PHP differentiate between fgets, fgetss and fgetcsv

fgets() function

fgets() function reads one line at a time from a file. It reads until it encounters a new line character (\n) or EOF. The maximum length read is the length specified minus 1 byte.

You can use many different functions to read from files. The fgets() function, for example, is useful when you are dealing with a files that contain plain text that you want to deal with in chunks.

string fgets ( resource $handle [, int $length ] )


$file = fopen("test.txt","r");
echo fgets($file);

fgetss() function

An interesting variation on fgets() is fgetss(), which has the following syntax -

string fgetss(resource fp, int length, string [allowble_tags])

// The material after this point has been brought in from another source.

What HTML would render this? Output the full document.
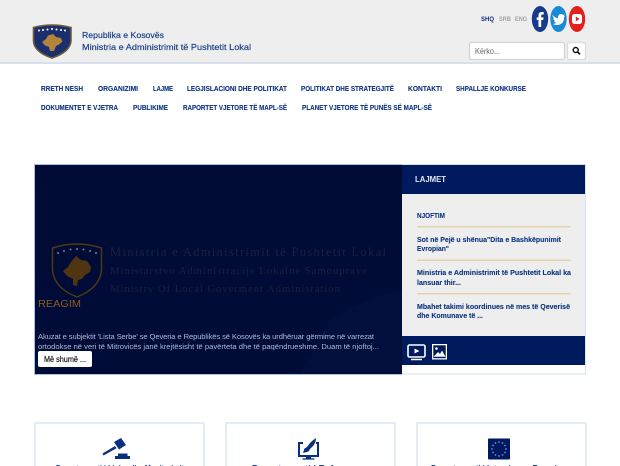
<!DOCTYPE html>
<html lang="sq">
<head>
<meta charset="utf-8">
<title>Ministria e Administrimit të Pushtetit Lokal</title>
<style>
html,body{margin:0;padding:0;background:#fff;width:620px;height:466px;overflow:hidden}
svg{display:block;position:absolute;left:0;top:0}
text{font-family:"Liberation Sans",sans-serif}
.nav{font-size:7.6px;font-weight:700;fill:#0c3480;stroke:#0c3480;stroke-width:.12px}
.pn{font-size:7.7px;font-weight:700;fill:#0c3480;stroke:#0c3480;stroke-width:.1px}
.ds{font-size:7.6px;fill:#aeb9d8}
.sr{font-family:"Liberation Serif",serif;fill:#192140}
.bt{font-size:8px;font-weight:700;fill:#0c3480}
</style>
</head>
<body>
<svg width="620" height="466" viewBox="0 0 620 466" xmlns="http://www.w3.org/2000/svg">
<defs>
<linearGradient id="hero" x1="0" y1="0" x2="0" y2="1">
<stop offset="0" stop-color="#000b35"/><stop offset="1" stop-color="#000c38"/>
</linearGradient>
</defs>
<!-- header -->
<rect x="0" y="0" width="620" height="62" fill="#eeeeee"/>
<rect x="0" y="62" width="620" height="2" fill="#d7e1ec"/>
<!-- logo -->
<path d="M33.500 27.500 Q52 22.500 71 27.500 L71 41 Q70 52 52 58 Q34 52 33.500 41 Z" fill="#1b2f6e" stroke="#6f5a3a" stroke-width="1.600"/>
<g fill="#fff"><circle cx="39" cy="30.500" r="1"/><circle cx="43" cy="30" r="1"/><circle cx="47.500" cy="29.500" r="1"/><circle cx="52" cy="29" r="1"/><circle cx="56.500" cy="29.500" r="1"/><circle cx="61" cy="30" r="1"/><circle cx="65" cy="30.500" r="1"/></g>
<path d="M42 42 L46 39 L48 35.500 L53 34 L56 37 L61 38 L62.500 41.500 L59 44.500 L56 46 L54 51 L50 51 L49 47 L45 45.500 Z" fill="#b5843c"/>
<text x="82" y="38" font-size="8.300" fill="#194088" stroke="#194088" stroke-width=".18" textLength="82" lengthAdjust="spacingAndGlyphs">Republika e Kosovës</text>
<text x="82" y="50" font-size="8.300" fill="#194088" stroke="#194088" stroke-width=".18" textLength="169" lengthAdjust="spacingAndGlyphs">Ministria e Administrimit të Pushtetit Lokal</text>
<!-- lang -->
<text x="481" y="21" font-size="6.800" font-weight="700" fill="#0c2f7c" textLength="13" lengthAdjust="spacingAndGlyphs">SHQ</text>
<text x="499" y="21" font-size="6.800" font-weight="700" fill="#a2a2a2" textLength="12" lengthAdjust="spacingAndGlyphs">SRB</text>
<text x="515" y="21" font-size="6.800" font-weight="700" fill="#a2a2a2" textLength="12" lengthAdjust="spacingAndGlyphs">ENG</text>
<!-- social -->
<ellipse cx="540" cy="19" rx="8.200" ry="13" fill="#163a8c"/>
<path d="M541.200 27 V20 H543.200 L543.600 17.400 H541.200 V15.700 Q541.200 14.500 542.400 14.500 H543.700 V12 H541.700 Q538.500 12 538.500 15.300 V17.400 H536.700 V20 H538.500 V27 Z" fill="#fff"/>
<ellipse cx="558.500" cy="19" rx="8.200" ry="13" fill="#1a8ad6"/>
<path d="M552.500 15 Q555 18 558 18 Q558 14 561 14 Q562.500 14 563 15 L564.800 14.500 L563.800 16.200 L565 16 L564 17.500 Q564 24 558 25 Q555 25.300 552.800 24 Q555 24 556.500 22.800 Q554.500 22.500 554 21 H555.200 Q553.200 20 553.200 18 L554.500 18.400 Q552.500 17 552.500 15 Z" fill="#fff"/>
<ellipse cx="577" cy="19" rx="8.200" ry="13" fill="#e4201c"/>
<rect x="572" y="14" width="10" height="10" rx="2.500" fill="#fff"/>
<path d="M575.800 16.500 L579.500 19 L575.800 21.500 Z" fill="#e4201c"/>
<!-- search -->
<rect x="469.500" y="42.500" width="95" height="17" rx="2" fill="#fff" stroke="#d4d4d4" stroke-width="1.300"/>
<text x="475" y="54" font-size="7.800" fill="#666" textLength="25" lengthAdjust="spacingAndGlyphs">Kërko...</text>
<rect x="567.500" y="42.500" width="18" height="17" rx="2" fill="#fff" stroke="#dcdcdc" stroke-width="1.300"/>
<circle cx="575.700" cy="50" r="2.500" fill="none" stroke="#111" stroke-width="1.400"/>
<path d="M577.600 52 L580 54.300" stroke="#111" stroke-width="1.700"/>
<!-- nav -->
<g class="nav">
<text x="41" y="91" textLength="42" lengthAdjust="spacingAndGlyphs">RRETH NESH</text>
<text x="98" y="91" textLength="40" lengthAdjust="spacingAndGlyphs">ORGANIZIMI</text>
<text x="153" y="91" textLength="20" lengthAdjust="spacingAndGlyphs">LAJME</text>
<text x="187" y="91" textLength="100" lengthAdjust="spacingAndGlyphs">LEGJISLACIONI DHE POLITIKAT</text>
<text x="301" y="91" textLength="93" lengthAdjust="spacingAndGlyphs">POLITIKAT DHE STRATEGJITË</text>
<text x="408" y="91" textLength="34" lengthAdjust="spacingAndGlyphs">KONTAKTI</text>
<text x="456" y="91" textLength="70" lengthAdjust="spacingAndGlyphs">SHPALLJE KONKURSE</text>
<text x="41" y="110" textLength="77" lengthAdjust="spacingAndGlyphs">DOKUMENTET E VJETRA</text>
<text x="133" y="110" textLength="35" lengthAdjust="spacingAndGlyphs">PUBLIKIME</text>
<text x="183" y="110" textLength="104" lengthAdjust="spacingAndGlyphs">RAPORTET VJETORE TË MAPL-SË</text>
<text x="302" y="110" textLength="130" lengthAdjust="spacingAndGlyphs">PLANET VJETORE TË PUNËS SË MAPL-SË</text>
</g>
<!-- hero -->
<rect x="34" y="164" width="368" height="210" fill="url(#hero)"/>
<path d="M34.500 374 V164.500 H402" fill="none" stroke="#a9c0e2" stroke-width="1"/>
<path d="M34 374.500 H402" stroke="#a9c0e2" stroke-width="1"/>
<path d="M330 320 Q370 295 402 290 V374 H300 Z" fill="#03113f" opacity=".6"/>
<path d="M52.500 248 Q77 240 101.500 248 L101.500 270 Q100 288 77 297 Q54 288 52.500 270 Z" fill="none" stroke="#4f3814" stroke-width="1.500"/>
<g fill="#7d7f8c"><circle cx="58" cy="253" r="1"/><circle cx="64" cy="251" r="1"/><circle cx="70.500" cy="249.500" r="1"/><circle cx="77" cy="249" r="1"/><circle cx="83.500" cy="249.500" r="1"/><circle cx="90" cy="251" r="1"/><circle cx="96" cy="253" r="1"/></g>
<path d="M63 271 L68 267 L71 262 L76 256 L81 260 L87 261 L91 267 L90 272 L85 275 L82 279 L78 280 L77 286 L73 285 L73 279 L67 276 Z" fill="#4f3512"/>
<text x="38" y="307" font-size="10.500" fill="#8c5c1a" textLength="43" lengthAdjust="spacingAndGlyphs">REAGIM</text>
<text class="sr" x="110" y="256" font-size="12.500" textLength="276" lengthAdjust="spacing">Ministria e Administrimit të Pushtetit Lokal</text>
<text class="sr" x="110" y="274" font-size="10.800" textLength="257" lengthAdjust="spacing">Ministarstvo Administracije Lokalne Samouprave</text>
<text class="sr" x="110" y="292" font-size="10.800" textLength="230" lengthAdjust="spacing">Ministry Of Local Goverment Adminisration</text>
<text class="ds" x="38" y="339" textLength="336" lengthAdjust="spacing">Akuzat e subjektit 'Lista Serbe' se Qeveria e Republikës së Kosovës ka urdhëruar gërmime në varrezat</text>
<text class="ds" x="38" y="349" textLength="341" lengthAdjust="spacing">ortodokse në veri të Mitrovicës janë krejtësisht të pavërteta dhe të paqëndrueshme. Duam të njoftoj...</text>
<rect x="38" y="351" width="54" height="16" rx="2" fill="#fff"/>
<text x="44" y="362" font-size="7.800" fill="#111" stroke="#111" stroke-width=".18" textLength="42" lengthAdjust="spacingAndGlyphs">Më shumë ...</text>
<!-- panel -->
<rect x="402" y="164" width="184" height="210" fill="#fff"/>
<rect x="402" y="194" width="184" height="142" fill="#eeeeee"/>
<rect x="402" y="164" width="184" height="30" fill="#001a5e"/>
<rect x="402" y="336" width="184" height="29" fill="#001a5e"/>
<path d="M402 164.500 H585.500 V374 H402" fill="none" stroke="#d5e1f0" stroke-width="1"/>
<text x="415" y="182" font-size="8.500" font-weight="700" fill="#dfe6f2" textLength="31" lengthAdjust="spacingAndGlyphs">LAJMET</text>
<g class="pn">
<text x="417" y="218" textLength="28" lengthAdjust="spacingAndGlyphs">NJOFTIM</text>
<text x="417" y="242" textLength="144" lengthAdjust="spacingAndGlyphs">Sot në Pejë u shënua"Dita e Bashkëpunimit</text>
<text x="417" y="251" textLength="32" lengthAdjust="spacingAndGlyphs">Evropian"</text>
<text x="417" y="275" textLength="154" lengthAdjust="spacingAndGlyphs">Ministria e Administrimit të Pushtetit Lokal ka</text>
<text x="417" y="285" textLength="44" lengthAdjust="spacingAndGlyphs">lansuar thir...</text>
<text x="417" y="309" textLength="153" lengthAdjust="spacingAndGlyphs">Mbahet takimi koordinues në mes të Qeverisë</text>
<text x="417" y="318" textLength="66" lengthAdjust="spacingAndGlyphs">dhe Komunave të ...</text>
</g>
<rect x="417" y="226" width="154" height="1.500" fill="#e5d2ab"/>
<rect x="417" y="259.500" width="154" height="1.500" fill="#e5d2ab"/>
<rect x="417" y="293" width="154" height="1.500" fill="#e5d2ab"/>
<!-- media icons -->
<rect x="408" y="345" width="17" height="12" rx="1.500" fill="none" stroke="#fff" stroke-width="1.600"/>
<path d="M414.500 348.500 L419.500 351 L414.500 353.500 Z" fill="#fff"/>
<path d="M411 359.500 H422" stroke="#fff" stroke-width="1.500"/>
<rect x="432" y="344" width="15" height="15.500" fill="#fff"/>
<rect x="433.300" y="345.300" width="12.400" height="12.900" fill="#001a5e"/>
<circle cx="436.500" cy="348.500" r="1.300" fill="#fff"/>
<path d="M433.500 356.800 L438 352 L440 354 L442 350.500 L445.500 356.800 Z" fill="#fff"/>
<!-- cards -->
<rect x="35" y="423" width="169" height="60" fill="#fff" stroke="#dce6f3" stroke-width="1.500"/>
<rect x="226" y="423" width="169" height="60" fill="#fff" stroke="#dce6f3" stroke-width="1.500"/>
<rect x="417" y="423" width="169" height="60" fill="#fff" stroke="#dce6f3" stroke-width="1.500"/>
<!-- gavel -->
<g fill="#0b2f80">
<path d="M114 442 L121 438 L126 445 L119 449.500 Z"/>
<path d="M103.500 455.500 L102.500 453.500 L115 446 L116.500 448.300 Z"/>
<rect x="118" y="453.500" width="9.500" height="2.500"/>
<rect x="115" y="456" width="15" height="3"/>
</g>
<!-- monitor rocket -->
<path d="M303 443 H299 V456 H318 V443 H316" fill="none" stroke="#0b2f80" stroke-width="2"/>
<path d="M303 453 L304.500 448.500 L307 447 L310 443 Q313 440 316 438 Q316 442 313.500 445.500 L310 449 L308.500 451.500 Z" fill="#0b2f80"/>
<rect x="306" y="457" width="5" height="1.500" fill="#0b2f80"/>
<rect x="302.500" y="458.300" width="12" height="1.300" fill="#0b2f80"/>
<!-- EU -->
<rect x="488" y="438.500" width="22" height="21" rx="1" fill="#00195f"/>
<g fill="#6f89c9"><circle cx="499" cy="442" r=".9"/><circle cx="502.500" cy="443" r=".9"/><circle cx="505" cy="445.500" r=".9"/><circle cx="506" cy="449" r=".9"/><circle cx="505" cy="452.500" r=".9"/><circle cx="502.500" cy="455" r=".9"/><circle cx="499" cy="456" r=".9"/><circle cx="495.500" cy="455" r=".9"/><circle cx="493" cy="452.500" r=".9"/><circle cx="492" cy="449" r=".9"/><circle cx="493" cy="445.500" r=".9"/><circle cx="495.500" cy="443" r=".9"/></g>
<!-- card text cropped -->
<text class="bt" x="56" y="471" textLength="128" lengthAdjust="spacingAndGlyphs">Departamenti i Ligjor dhe Monitorimit</text>
<text class="bt" x="252" y="471" textLength="114" lengthAdjust="spacingAndGlyphs">Departamenti i Reformave</text>
<text class="bt" x="431" y="471" textLength="139" lengthAdjust="spacingAndGlyphs">Departamenti i Integrimeve Evropiane</text>
</svg>
</body>
</html>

The function is similar to fgets() except that it strips out any PHP and HTML tags found in string. If you want to leave in any particular tags, you can add them in the allowable_tags string. You would use fgetss() for safety when reading a file written by someone else or containing user input.


$file = fopen("test.txt","r");
echo fgetss($file);

fgetcsv() function

The function fgetcsv() is another variation on fgets(). It has the following prototype.

array fgetcsv(resource fp, int length [, string  delimiter [, string enclosure]])

The function breaks up lines of files when you have used a delimiting character, such as the tab character or a comma. If you want to reconstruct the variable from the order separately rather than as a line of text, fgetcsv() allows you to do this simply.